Initial, tentative chuckles within the crowd build to more ironic laughter as they recognize the reality of their situation.
They’ve just revealed themselves to be under the spell of The Busyness Delusion.
It’s endemic, but it’s also cultural. There really is a metaphorical badge of honour for busyness. It really has become a proxy measure for success.
And here’s where it leads….
Those readers already familiar with project management situations will know that all projects have three competing requirements. Typically these are Time, Quality and Cost. More prosaically, “I want you to deliver this project on time, to the best quality and on budget.”
There’s a famous case from the annals of NASA project management, where a robust and highly experienced project manager found himself in the cross-hairs of a Board Review of his particular project.
He had listened patiently to the “powers that be”, berating him for cost over-runs and what appeared to be insufficient progress. His retort was simple, it was powerful, and it was direct: “Time, Cost, Safety – pick two.”
The message was crystal clear: if you want to be certain of an astronauts’ safety, then you’ve got to accept either time or cost over-runs. If you’re hell-bent on having this project delivered on time, then either we’ve got to be prepared to spend whatever we need to ensure safety, or else we can hit the time and fiscal targets, but it might be at the expense of a high altitude explosion, and some too-early funerals.

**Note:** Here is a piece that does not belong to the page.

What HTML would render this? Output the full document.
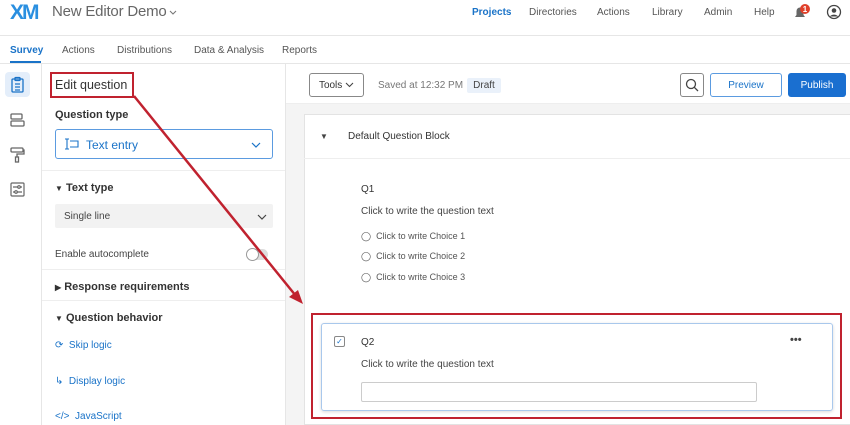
<!DOCTYPE html>
<html><head><style>
*{box-sizing:border-box;margin:0;padding:0}
body{width:850px;height:425px;overflow:hidden;font-family:"Liberation Sans",sans-serif;background:#fff;position:relative;color:#333}
.a{position:absolute}
.t{font-size:10px;color:#555}
.c{display:flex;align-items:center;justify-content:center}
</style></head><body>
<!-- top bar -->
<div class="a" style="left:0;top:0;width:850px;height:36px;border-bottom:1px solid #e6e6e6"></div>
<div class="a" style="left:10px;top:1px;font-size:21px;font-weight:bold;letter-spacing:-2px;color:#2a8fe0">XM</div>
<div class="a" style="left:52px;top:3px;font-size:15px;color:#666;letter-spacing:-0.2px">New Editor Demo</div>
<svg class="a" style="left:169px;top:10px" width="8" height="6" fill="none" stroke="#777" stroke-width="1.1"><path d="M1 1l3 3 3-3"/></svg>
<div class="a" style="left:472px;top:7px;font-size:10px;color:#1a73c8;font-weight:bold">Projects</div>
<div class="a t" style="left:529px;top:7px">Directories</div>
<div class="a t" style="left:597px;top:7px">Actions</div>
<div class="a t" style="left:652px;top:7px">Library</div>
<div class="a t" style="left:704px;top:7px">Admin</div>
<div class="a t" style="left:754px;top:7px">Help</div>
<svg class="a" style="left:792px;top:3px" width="22" height="16"><path d="M3 14h10l-1.5-2V8a3.5 3.5 0 0 0-7 0v4z" fill="#666"/><circle cx="13" cy="6" r="5" fill="#e0402a"/><text x="13" y="9" font-size="8" fill="#fff" text-anchor="middle" font-family="Liberation Sans" font-weight="bold">1</text></svg>
<svg class="a" style="left:826px;top:4px" width="16" height="16"><circle cx="8" cy="8" r="6.5" fill="none" stroke="#444" stroke-width="1.3"/><circle cx="8" cy="6.5" r="2.3" fill="#444"/><path d="M3.8 12.5a5 4 0 0 1 8.4 0" fill="#444"/></svg>
<!-- tabs -->
<div class="a" style="left:0;top:36px;width:850px;height:28px;border-bottom:1px solid #e6e6e6"></div>
<div class="a" style="left:10px;top:45px;font-size:10px;font-weight:bold;color:#1a73c8">Survey</div>
<div class="a" style="left:10px;top:61px;width:31px;height:2px;background:#1a73c8"></div>
<div class="a t" style="left:62px;top:45px">Actions</div>
<div class="a t" style="left:117px;top:45px">Distributions</div>
<div class="a t" style="left:194px;top:45px">Data &amp; Analysis</div>
<div class="a t" style="left:282px;top:45px">Reports</div>
<!-- icon rail -->
<div class="a" style="left:41px;top:64px;width:1px;height:361px;background:#e6e6e6"></div>
<div class="a" style="left:5px;top:72px;width:25px;height:25px;background:#e4eefa;border-radius:4px"></div>
<svg class="a" style="left:9px;top:76px" width="17" height="17" fill="none" stroke="#1a73c8" stroke-width="1.3"><rect x="3" y="3" width="11" height="13" rx="1"/><rect x="6" y="1.5" width="5" height="3" rx=".5"/><path d="M6 8h5M6 11h5M6 14h5"/></svg>
<svg class="a" style="left:9px;top:112px" width="17" height="17" fill="none" stroke="#666" stroke-width="1.3"><rect x="2" y="2" width="11" height="5" rx="1"/><rect x="2" y="9" width="13" height="5" rx="1"/></svg>
<svg class="a" style="left:9px;top:146px" width="17" height="17" fill="none" stroke="#666" stroke-width="1.3"><rect x="2" y="2" width="12" height="4" rx="1"/><path d="M14 4h1v4H8v3"/><rect x="6.5" y="11" width="3" height="5"/></svg>
<svg class="a" style="left:9px;top:181px" width="17" height="17" fill="none" stroke="#666" stroke-width="1.2"><rect x="2" y="2" width="13" height="13" rx="1"/><path d="M4 6h9M4 11h9"/><circle cx="10" cy="6" r="1.3" fill="#fff"/><circle cx="7" cy="11" r="1.3" fill="#fff"/></svg>
<!-- left panel -->
<div class="a" style="left:285px;top:64px;width:1px;height:361px;background:#e6e6e6"></div>
<div class="a" style="left:55px;top:78px;font-size:12.5px;color:#333">Edit question</div>
<div class="a" style="left:50px;top:72px;width:84px;height:26px;border:2.5px solid #c0222f"></div>
<div class="a" style="left:55px;top:109px;font-size:11px;font-weight:bold">Question type</div>
<div class="a" style="left:55px;top:129px;width:218px;height:30px;border:1px solid #5b9be0;border-radius:3px"></div>
<svg class="a" style="left:64px;top:138px" width="16" height="12" fill="none" stroke="#1a73c8" stroke-width="1.1"><path d="M3 1v10M1 1h4M1 11h4M6 3h8v6H6"/></svg>
<div class="a" style="left:86px;top:138px;font-size:12px;color:#1a73c8">Text entry</div>
<svg class="a" style="left:251px;top:142px" width="10" height="6" fill="none" stroke="#1a73c8" stroke-width="1.2"><path d="M1 1l4 4 4-4"/></svg>
<div class="a" style="left:42px;top:170px;width:243px;height:1px;background:#eee"></div>
<div class="a" style="left:55px;top:182px;font-size:11px;font-weight:bold"><span style="font-size:8px">▼</span> Text type</div>
<div class="a" style="left:55px;top:204px;width:218px;height:24px;background:#f2f2f2;border-radius:2px"></div>
<div class="a" style="left:64px;top:211px;font-size:10px;color:#444">Single line</div>
<svg class="a" style="left:257px;top:214px" width="10" height="6" fill="none" stroke="#444" stroke-width="1.2"><path d="M1 1l4 4 4-4"/></svg>
<div class="a" style="left:55px;top:249px;font-size:10px;color:#444">Enable autocomplete</div>
<div class="a" style="left:247px;top:249px;width:21px;height:11px;border-radius:6px;background:#ddd"></div>
<div class="a" style="left:246px;top:248px;width:13px;height:13px;border-radius:50%;background:#fff;border:1px solid #999"></div>
<div class="a" style="left:42px;top:269px;width:243px;height:1px;background:#eee"></div>
<div class="a" style="left:55px;top:281px;font-size:11px;font-weight:bold"><span style="font-size:8px">▶</span> Response requirements</div>
<div class="a" style="left:42px;top:300px;width:243px;height:1px;background:#eee"></div>
<div class="a" style="left:55px;top:312px;font-size:11px;font-weight:bold"><span style="font-size:8px">▼</span> Question behavior</div>
<div class="a" style="left:55px;top:340px;font-size:10px;color:#1a73c8">⟳ &nbsp;Skip logic</div>
<div class="a" style="left:55px;top:376px;font-size:10px;color:#1a73c8">↳ &nbsp;Display logic</div>
<div class="a" style="left:55px;top:411px;font-size:10px;color:#1a73c8">&lt;/&gt; &nbsp;JavaScript</div>
<!-- right -->
<div class="a" style="left:286px;top:64px;width:564px;height:361px;background:#f4f4f4"></div>
<div class="a" style="left:286px;top:64px;width:564px;height:40px;background:#fff;border-bottom:1px solid #eee"></div>
<div class="a c" style="left:309px;top:73px;width:55px;height:24px;border:1px solid #888;border-radius:3px;font-size:10px;color:#333">Tools&nbsp;<svg width="9" height="6" fill="none" stroke="#444" stroke-width="1.1"><path d="M1 1l3.5 3.5L8 1"/></svg></div>
<div class="a" style="left:378px;top:80px;font-size:10px;color:#777">Saved at 12:32 PM</div>
<div class="a c" style="left:467px;top:78px;width:34px;height:15px;background:#eaf1fa;border-radius:2px;font-size:10px;color:#444">Draft</div>
<div class="a" style="left:680px;top:73px;width:24px;height:24px;border:1px solid #888;border-radius:3px"></div>
<svg class="a" style="left:684px;top:77px" width="16" height="16" fill="none" stroke="#444" stroke-width="1.3"><circle cx="7" cy="7" r="4.5"/><path d="M10.3 10.3L14 14"/></svg>
<div class="a c" style="left:710px;top:73px;width:72px;height:24px;border:1px solid #5b9be0;border-radius:3px;font-size:10px;color:#1a73c8">Preview</div>
<div class="a c" style="left:788px;top:73px;width:58px;height:24px;background:#1a6fd0;border-radius:3px;font-size:10px;color:#fff">Publish</div>
<div class="a" style="left:304px;top:114px;width:546px;height:311px;background:#fff;border:1px solid #e3e3e3;border-right:none"></div>
<div class="a" style="left:304px;top:158px;width:546px;height:1px;background:#eee"></div>
<div class="a" style="left:320px;top:132px;font-size:8px;color:#444">▼</div>
<div class="a" style="left:348px;top:131px;font-size:10px;color:#333">Default Question Block</div>
<div class="a" style="left:361px;top:184px;font-size:10px">Q1</div>
<div class="a" style="left:361px;top:206px;font-size:10px;color:#444">Click to write the question text</div>
<div class="a" style="left:361px;top:231px;font-size:9px;color:#555">◯ &nbsp;Click to write Choice 1</div>
<div class="a" style="left:361px;top:251px;font-size:9px;color:#555">◯ &nbsp;Click to write Choice 2</div>
<div class="a" style="left:361px;top:272px;font-size:9px;color:#555">◯ &nbsp;Click to write Choice 3</div>
<div class="a" style="left:321px;top:323px;width:512px;height:88px;border:1px solid #a9c8ec;border-radius:3px;box-shadow:0 1px 3px rgba(0,0,0,.15)"></div>
<div class="a" style="left:334px;top:336px;width:11px;height:11px;border:1px solid #888;border-radius:2px;font-size:8px;color:#1a73c8;text-align:center;line-height:10px">✓</div>
<div class="a" style="left:361px;top:337px;font-size:10px">Q2</div>
<div class="a" style="left:790px;top:334px;font-size:11px;font-weight:bold;color:#444">•••</div>
<div class="a" style="left:361px;top:359px;font-size:10px;color:#444">Click to write the question text</div>
<div class="a" style="left:361px;top:382px;width:396px;height:20px;border:1px solid #ccc;border-radius:2px"></div>
<div class="a" style="left:311px;top:313px;width:531px;height:106px;border:2.5px solid #c0222f"></div>
<!-- arrow -->
<svg class="a" style="left:0;top:0" width="850" height="425"><path d="M134 96L296 296" stroke="#c0222f" stroke-width="2.5"/><path d="M303 304L289 297L298 290z" fill="#c0222f"/></svg>
</body></html>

It takes a clear thinker and a mastery of subject to make the “pick two” statement. And we can all learn from that … if we take the time to think.
If you are running a business, you have three competing objectives – achieving financial security (and more), managing everything that’s going on … and, if you’re not under the Busyness Delusion … having a life worth living.
As the NASA project manager might say, “Own business, financial success, great love-life – pick two.”
The way that many businesses are run, this does seem to be the reality. Without meaning to, many business owners are choosing the route to financial success in their own business by being super busy.
Fear of Losing Everything
And sadly, when the Busyness Delusion is in control, it’s personal relationships that are most seriously tested.
It’s easy to understand why. “We love each other – we’re good. The business needs me more. If I neglect the business, we’ll lose everything.”
Curiously, “everything” doesn’t really mean everything. It means material things. It is rarely meant to include the most important relationship of your life. Common thinking seems to suggest we can take the relationship for granted.
But life’s worth more than that, don’t you think? You’re not sure about that?
I encourage you to read “5 Regrets of the Dying”. It’s very clear what’s important.
As clear as a clearly polished fishbowl.
Full of completely clear water.
With nothing in it.
In other words, what’s important in life is very, very clear.
But does this mean we have to pick only two? Is it impossible to have your own business and financial success and a great love life?
The answer is unequivocally NO.
You do NOT have to pick only two.
It is NOT impossible to have all three.
But it does require an approach that is different from the norm. After all, if it was the norm, then, when I ask the “all 3Fs” question to audiences, there wouldn’t be an embarrassed lowering of heads.
What is the different approach?
It’s how you think.
More specifically, it’s what resources you choose to use.